──────── Information supplied ────────

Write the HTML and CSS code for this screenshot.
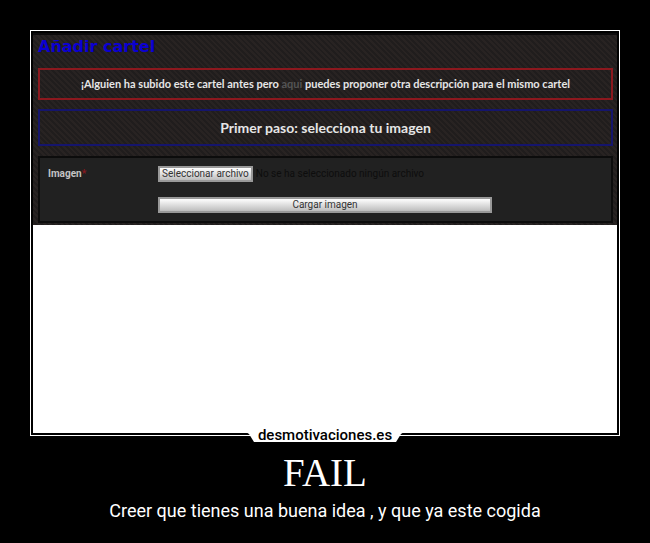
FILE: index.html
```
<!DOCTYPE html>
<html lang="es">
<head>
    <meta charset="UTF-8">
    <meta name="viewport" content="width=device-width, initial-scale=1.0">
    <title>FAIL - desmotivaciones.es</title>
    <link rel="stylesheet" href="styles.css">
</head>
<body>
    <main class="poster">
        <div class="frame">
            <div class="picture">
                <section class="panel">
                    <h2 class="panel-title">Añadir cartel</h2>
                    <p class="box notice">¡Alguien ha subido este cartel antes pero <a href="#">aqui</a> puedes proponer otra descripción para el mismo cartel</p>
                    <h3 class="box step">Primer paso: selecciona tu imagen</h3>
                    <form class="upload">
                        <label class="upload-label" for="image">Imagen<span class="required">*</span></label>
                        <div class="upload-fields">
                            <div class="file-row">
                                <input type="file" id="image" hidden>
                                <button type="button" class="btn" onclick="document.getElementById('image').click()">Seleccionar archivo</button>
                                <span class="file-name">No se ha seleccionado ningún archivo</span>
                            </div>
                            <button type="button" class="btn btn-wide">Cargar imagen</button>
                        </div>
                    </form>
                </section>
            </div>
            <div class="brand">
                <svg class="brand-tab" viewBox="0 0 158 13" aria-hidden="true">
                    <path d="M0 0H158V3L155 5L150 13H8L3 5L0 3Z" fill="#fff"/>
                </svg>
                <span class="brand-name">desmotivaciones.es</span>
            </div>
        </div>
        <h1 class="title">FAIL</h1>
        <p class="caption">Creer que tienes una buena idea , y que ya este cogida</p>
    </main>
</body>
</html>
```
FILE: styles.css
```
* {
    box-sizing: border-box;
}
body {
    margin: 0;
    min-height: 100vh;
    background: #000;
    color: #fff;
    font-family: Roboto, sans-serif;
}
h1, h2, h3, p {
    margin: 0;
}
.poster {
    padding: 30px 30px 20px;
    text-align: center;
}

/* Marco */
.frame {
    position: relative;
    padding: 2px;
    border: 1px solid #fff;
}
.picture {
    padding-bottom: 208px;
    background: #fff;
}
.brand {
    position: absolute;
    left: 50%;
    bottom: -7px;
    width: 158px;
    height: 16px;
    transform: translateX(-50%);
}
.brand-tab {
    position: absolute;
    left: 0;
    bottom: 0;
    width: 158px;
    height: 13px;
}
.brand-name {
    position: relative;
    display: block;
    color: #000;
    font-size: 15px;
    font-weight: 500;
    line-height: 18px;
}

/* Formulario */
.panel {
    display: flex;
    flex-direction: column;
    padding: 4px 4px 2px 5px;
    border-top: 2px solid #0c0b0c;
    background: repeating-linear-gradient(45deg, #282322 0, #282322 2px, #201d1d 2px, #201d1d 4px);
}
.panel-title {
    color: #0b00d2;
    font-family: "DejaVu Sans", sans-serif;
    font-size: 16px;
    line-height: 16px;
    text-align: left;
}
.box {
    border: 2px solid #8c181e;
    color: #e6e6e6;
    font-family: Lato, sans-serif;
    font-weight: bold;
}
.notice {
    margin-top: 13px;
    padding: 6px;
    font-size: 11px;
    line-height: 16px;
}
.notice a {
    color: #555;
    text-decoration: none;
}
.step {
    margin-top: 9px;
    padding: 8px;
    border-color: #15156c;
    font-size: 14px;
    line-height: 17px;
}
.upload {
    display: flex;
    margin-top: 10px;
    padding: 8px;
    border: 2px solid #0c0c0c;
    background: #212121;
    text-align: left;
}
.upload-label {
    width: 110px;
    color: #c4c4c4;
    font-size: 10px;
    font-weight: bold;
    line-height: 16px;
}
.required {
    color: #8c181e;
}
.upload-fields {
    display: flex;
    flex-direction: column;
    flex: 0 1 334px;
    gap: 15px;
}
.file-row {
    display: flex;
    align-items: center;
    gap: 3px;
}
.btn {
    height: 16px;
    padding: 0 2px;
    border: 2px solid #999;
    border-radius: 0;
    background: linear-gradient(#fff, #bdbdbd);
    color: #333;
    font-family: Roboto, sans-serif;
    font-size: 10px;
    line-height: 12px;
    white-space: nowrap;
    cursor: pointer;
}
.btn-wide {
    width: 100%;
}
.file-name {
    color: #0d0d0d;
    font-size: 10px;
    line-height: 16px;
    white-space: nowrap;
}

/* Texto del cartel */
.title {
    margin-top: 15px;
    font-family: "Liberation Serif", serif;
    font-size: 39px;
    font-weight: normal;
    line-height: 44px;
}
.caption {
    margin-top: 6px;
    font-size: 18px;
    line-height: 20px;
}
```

────────

> _The request_
Quote the data above in full and without alteration; skip the pictures.

> _The solution_
Write the HTML and CSS code for this screenshot.
FILE: index.html
```
<!DOCTYPE html>
<html lang="es">
<head>
    <meta charset="UTF-8">
    <meta name="viewport" content="width=device-width, initial-scale=1.0">
    <title>FAIL - desmotivaciones.es</title>
    <link rel="stylesheet" href="styles.css">
</head>
<body>
    <main class="poster">
        <div class="frame">
            <div class="picture">
                <section class="panel">
                    <h2 class="panel-title">Añadir cartel</h2>
                    <p class="box notice">¡Alguien ha subido este cartel antes pero <a href="#">aqui</a> puedes proponer otra descripción para el mismo cartel</p>
                    <h3 class="box step">Primer paso: selecciona tu imagen</h3>
                    <form class="upload">
                        <label class="upload-label" for="image">Imagen<span class="required">*</span></label>
                        <div class="upload-fields">
                            <div class="file-row">
                                <input type="file" id="image" hidden>
                                <button type="button" class="btn" onclick="document.getElementById('image').click()">Seleccionar archivo</button>
                                <span class="file-name">No se ha seleccionado ningún archivo</span>
                            </div>
                            <button type="button" class="btn btn-wide">Cargar imagen</button>
                        </div>
                    </form>
                </section>
            </div>
            <div class="brand">
                <svg class="brand-tab" viewBox="0 0 158 13" aria-hidden="true">
                    <path d="M0 0H158V3L155 5L150 13H8L3 5L0 3Z" fill="#fff"/>
                </svg>
                <span class="brand-name">desmotivaciones.es</span>
            </div>
        </div>
        <h1 class="title">FAIL</h1>
        <p class="caption">Creer que tienes una buena idea , y que ya este cogida</p>
    </main>
</body>
</html>
```
FILE: styles.css
```
* {
    box-sizing: border-box;
}
body {
    margin: 0;
    min-height: 100vh;
    background: #000;
    color: #fff;
    font-family: Roboto, sans-serif;
}
h1, h2, h3, p {
    margin: 0;
}
.poster {
    padding: 30px 30px 20px;
    text-align: center;
}

/* Marco */
.frame {
    position: relative;
    padding: 2px;
    border: 1px solid #fff;
}
.picture {
    padding-bottom: 208px;
    background: #fff;
}
.brand {
    position: absolute;
    left: 50%;
    bottom: -7px;
    width: 158px;
    height: 16px;
    transform: translateX(-50%);
}
.brand-tab {
    position: absolute;
    left: 0;
    bottom: 0;
    width: 158px;
    height: 13px;
}
.brand-name {
    position: relative;
    display: block;
    color: #000;
    font-size: 15px;
    font-weight: 500;
    line-height: 18px;
}

/* Formulario */
.panel {
    display: flex;
    flex-direction: column;
    padding: 4px 4px 2px 5px;
    border-top: 2px solid #0c0b0c;
    background: repeating-linear-gradient(45deg, #282322 0, #282322 2px, #201d1d 2px, #201d1d 4px);
}
.panel-title {
    color: #0b00d2;
    font-family: "DejaVu Sans", sans-serif;
    font-size: 16px;
    line-height: 16px;
    text-align: left;
}
.box {
    border: 2px solid #8c181e;
    color: #e6e6e6;
    font-family: Lato, sans-serif;
    font-weight: bold;
}
.notice {
    margin-top: 13px;
    padding: 6px;
    font-size: 11px;
    line-height: 16px;
}
.notice a {
    color: #555;
    text-decoration: none;
}
.step {
    margin-top: 9px;
    padding: 8px;
    border-color: #15156c;
    font-size: 14px;
    line-height: 17px;
}
.upload {
    display: flex;
    margin-top: 10px;
    padding: 8px;
    border: 2px solid #0c0c0c;
    background: #212121;
    text-align: left;
}
.upload-label {
    width: 110px;
    color: #c4c4c4;
    font-size: 10px;
    font-weight: bold;
    line-height: 16px;
}
.required {
    color: #8c181e;
}
.upload-fields {
    display: flex;
    flex-direction: column;
    flex: 0 1 334px;
    gap: 15px;
}
.file-row {
    display: flex;
    align-items: center;
    gap: 3px;
}
.btn {
    height: 16px;
    padding: 0 2px;
    border: 2px solid #999;
    border-radius: 0;
    background: linear-gradient(#fff, #bdbdbd);
    color: #333;
    font-family: Roboto, sans-serif;
    font-size: 10px;
    line-height: 12px;
    white-space: nowrap;
    cursor: pointer;
}
.btn-wide {
    width: 100%;
}
.file-name {
    color: #0d0d0d;
    font-size: 10px;
    line-height: 16px;
    white-space: nowrap;
}

/* Texto del cartel */
.title {
    margin-top: 15px;
    font-family: "Liberation Serif", serif;
    font-size: 39px;
    font-weight: normal;
    line-height: 44px;
}
.caption {
    margin-top: 6px;
    font-size: 18px;
    line-height: 20px;
}
```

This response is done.